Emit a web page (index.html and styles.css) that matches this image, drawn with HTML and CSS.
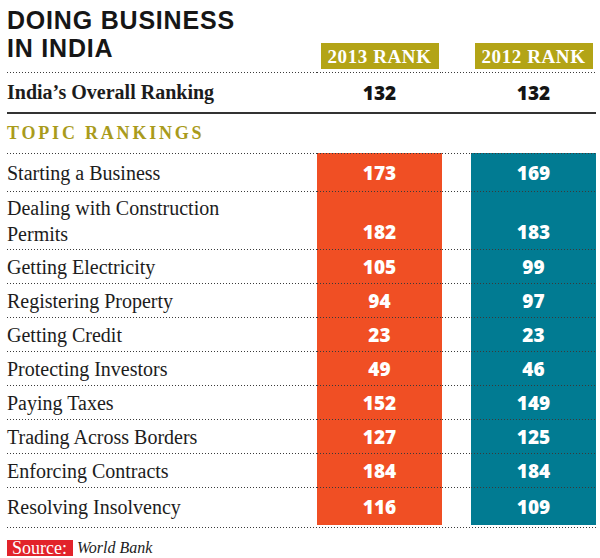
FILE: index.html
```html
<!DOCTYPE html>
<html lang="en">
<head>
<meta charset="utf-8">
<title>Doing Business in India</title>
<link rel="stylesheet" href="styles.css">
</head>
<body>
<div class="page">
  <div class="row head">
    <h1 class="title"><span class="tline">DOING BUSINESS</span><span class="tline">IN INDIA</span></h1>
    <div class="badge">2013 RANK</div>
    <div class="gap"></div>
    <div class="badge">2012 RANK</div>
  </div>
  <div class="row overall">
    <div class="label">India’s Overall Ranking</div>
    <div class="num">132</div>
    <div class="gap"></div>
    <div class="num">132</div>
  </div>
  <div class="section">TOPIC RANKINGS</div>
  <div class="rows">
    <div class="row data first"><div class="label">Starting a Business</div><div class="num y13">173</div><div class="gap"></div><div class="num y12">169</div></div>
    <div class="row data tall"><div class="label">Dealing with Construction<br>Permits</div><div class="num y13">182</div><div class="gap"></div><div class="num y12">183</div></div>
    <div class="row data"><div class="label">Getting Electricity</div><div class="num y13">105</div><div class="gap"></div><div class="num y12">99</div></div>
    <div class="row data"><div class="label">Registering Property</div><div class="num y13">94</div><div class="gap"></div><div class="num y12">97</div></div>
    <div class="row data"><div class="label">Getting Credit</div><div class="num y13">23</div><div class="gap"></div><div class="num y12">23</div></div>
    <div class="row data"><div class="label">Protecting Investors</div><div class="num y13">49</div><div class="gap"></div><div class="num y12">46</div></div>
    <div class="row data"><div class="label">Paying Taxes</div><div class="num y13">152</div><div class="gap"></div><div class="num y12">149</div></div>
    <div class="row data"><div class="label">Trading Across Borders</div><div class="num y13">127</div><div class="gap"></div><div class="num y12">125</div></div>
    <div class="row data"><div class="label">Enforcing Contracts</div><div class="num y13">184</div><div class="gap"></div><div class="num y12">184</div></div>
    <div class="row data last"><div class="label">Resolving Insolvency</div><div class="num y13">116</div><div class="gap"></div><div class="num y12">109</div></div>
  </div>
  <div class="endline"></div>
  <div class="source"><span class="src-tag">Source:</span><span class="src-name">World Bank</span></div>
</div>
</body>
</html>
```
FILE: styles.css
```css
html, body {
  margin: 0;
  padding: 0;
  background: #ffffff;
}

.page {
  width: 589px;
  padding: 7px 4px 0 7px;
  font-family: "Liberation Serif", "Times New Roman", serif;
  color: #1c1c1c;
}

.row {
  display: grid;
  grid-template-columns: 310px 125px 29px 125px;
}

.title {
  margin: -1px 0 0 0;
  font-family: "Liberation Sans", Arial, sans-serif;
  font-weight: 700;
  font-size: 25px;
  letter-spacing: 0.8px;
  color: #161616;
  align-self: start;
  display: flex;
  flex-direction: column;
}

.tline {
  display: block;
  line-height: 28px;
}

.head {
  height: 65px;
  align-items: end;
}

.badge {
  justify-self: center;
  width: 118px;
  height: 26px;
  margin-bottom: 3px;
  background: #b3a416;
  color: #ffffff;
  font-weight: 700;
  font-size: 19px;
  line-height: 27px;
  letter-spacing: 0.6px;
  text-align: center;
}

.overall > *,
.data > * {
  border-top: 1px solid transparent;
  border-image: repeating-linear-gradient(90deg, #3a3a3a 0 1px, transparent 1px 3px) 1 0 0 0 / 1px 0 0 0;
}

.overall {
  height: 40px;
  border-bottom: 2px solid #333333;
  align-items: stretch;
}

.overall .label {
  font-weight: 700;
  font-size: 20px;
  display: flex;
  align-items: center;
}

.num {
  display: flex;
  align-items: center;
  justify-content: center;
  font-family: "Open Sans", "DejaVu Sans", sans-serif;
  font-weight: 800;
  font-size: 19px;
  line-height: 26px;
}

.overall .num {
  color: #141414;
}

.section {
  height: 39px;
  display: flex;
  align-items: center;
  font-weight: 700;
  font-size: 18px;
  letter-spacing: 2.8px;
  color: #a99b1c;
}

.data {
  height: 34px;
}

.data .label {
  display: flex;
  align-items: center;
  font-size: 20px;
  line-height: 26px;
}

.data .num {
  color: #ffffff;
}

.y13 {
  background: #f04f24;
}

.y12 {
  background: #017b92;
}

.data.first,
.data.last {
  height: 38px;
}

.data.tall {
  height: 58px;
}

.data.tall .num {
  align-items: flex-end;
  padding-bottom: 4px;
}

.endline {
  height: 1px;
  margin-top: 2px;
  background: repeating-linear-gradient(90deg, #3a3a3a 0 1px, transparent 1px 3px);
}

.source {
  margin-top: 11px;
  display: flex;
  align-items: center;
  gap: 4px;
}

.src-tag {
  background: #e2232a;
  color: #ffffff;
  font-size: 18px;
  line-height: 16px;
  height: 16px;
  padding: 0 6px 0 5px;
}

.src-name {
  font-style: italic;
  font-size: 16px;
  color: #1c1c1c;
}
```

+++

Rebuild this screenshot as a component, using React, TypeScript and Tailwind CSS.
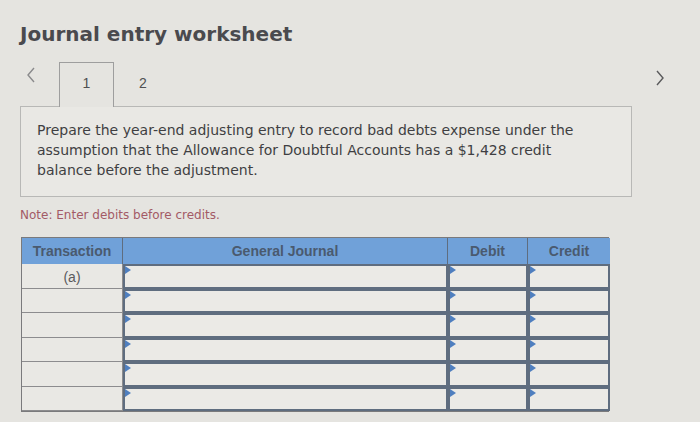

+++

**Description of the task:** List all lines from the entries that include the word "image".

**Final result:**
Emit a web page (index.html and styles.css) that matches this image, drawn with HTML and CSS.
  border-image: repeating-linear-gradient(90deg, #3a3a3a 0 1px, transparent 1px 3px) 1 0 0 0 / 1px 0 0 0;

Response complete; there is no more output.